E a questão permanece: o que é mais importante? “É preservar a paisagem só pela paisagem, não lhe introduzindo nenhum tipo de intrusão ou introduzir uma intrusão que é fundamental para cumprir outros valores, nomeadamente de serviço à população e à sua qualidade de vida?”, lançou.
A distinção também trouxe consigo uma evolução a nível arquitectónico. “O que se fazia na região há vinte ou trinta anos era bastante mau e o facto de se obrigar, por via da classificação, à intervenção de um arquiteto em todos os projetos, houve também uma melhoria muito qualitativa das intervenções que são feitas no território”, lembrou.
“Não há aqui só vantagens, nem há constrangimentos que não possam ser no futuro benéficos para a região.
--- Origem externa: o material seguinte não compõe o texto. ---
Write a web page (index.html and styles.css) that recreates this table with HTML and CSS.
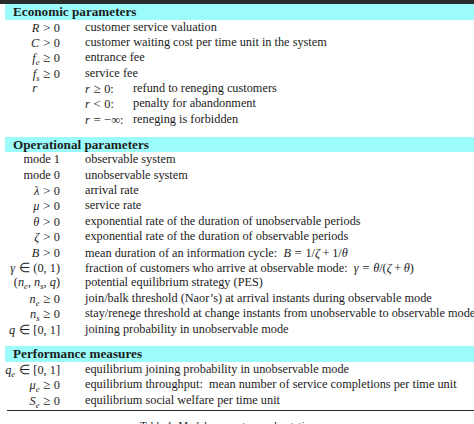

Têm que ser bem trabalhados”, afirmou.
Na sua opinião, os problemas de fixação de população são transversais a grande parte do território nacional e a região até tem captado novas gentes. “Ainda que pontualmente, temos captado muitos quadros qualificados, muitos casais jovens que optam por se instalar na região com projetos vitícolas ou turísticos e que se calhar não o fariam se a região não tivesse esta capacidade de atração por ser Património da Humanidade e por ter tido recentemente um desenvolvimento muito grande da componente turística e vínica”, justificou.
Pedimos-lhe ainda para descrever o Douro pelas palavras de um autarca da região. Ficaram apenas estas palavras: “o Douro é paisagem, é vinho, é uma cultura muito própria que aqui foi desenvolvida ao longo de milénios e que tem hoje uma afirmação muito relevante no panorama mundial das regiões vitivinícolas. O Douro é hoje também turismo e, por isso, será naturalmente desenvolvimento e qualidade de vida para a sua população”.
As comemorações dos 20 anos da classificação do Douro Património Mundial da UNESCO arrancam a 14 de dezembro, prolongam-se por um ano e incluem a estreia de uma ópera e um prémio de boas práticas de viticultura.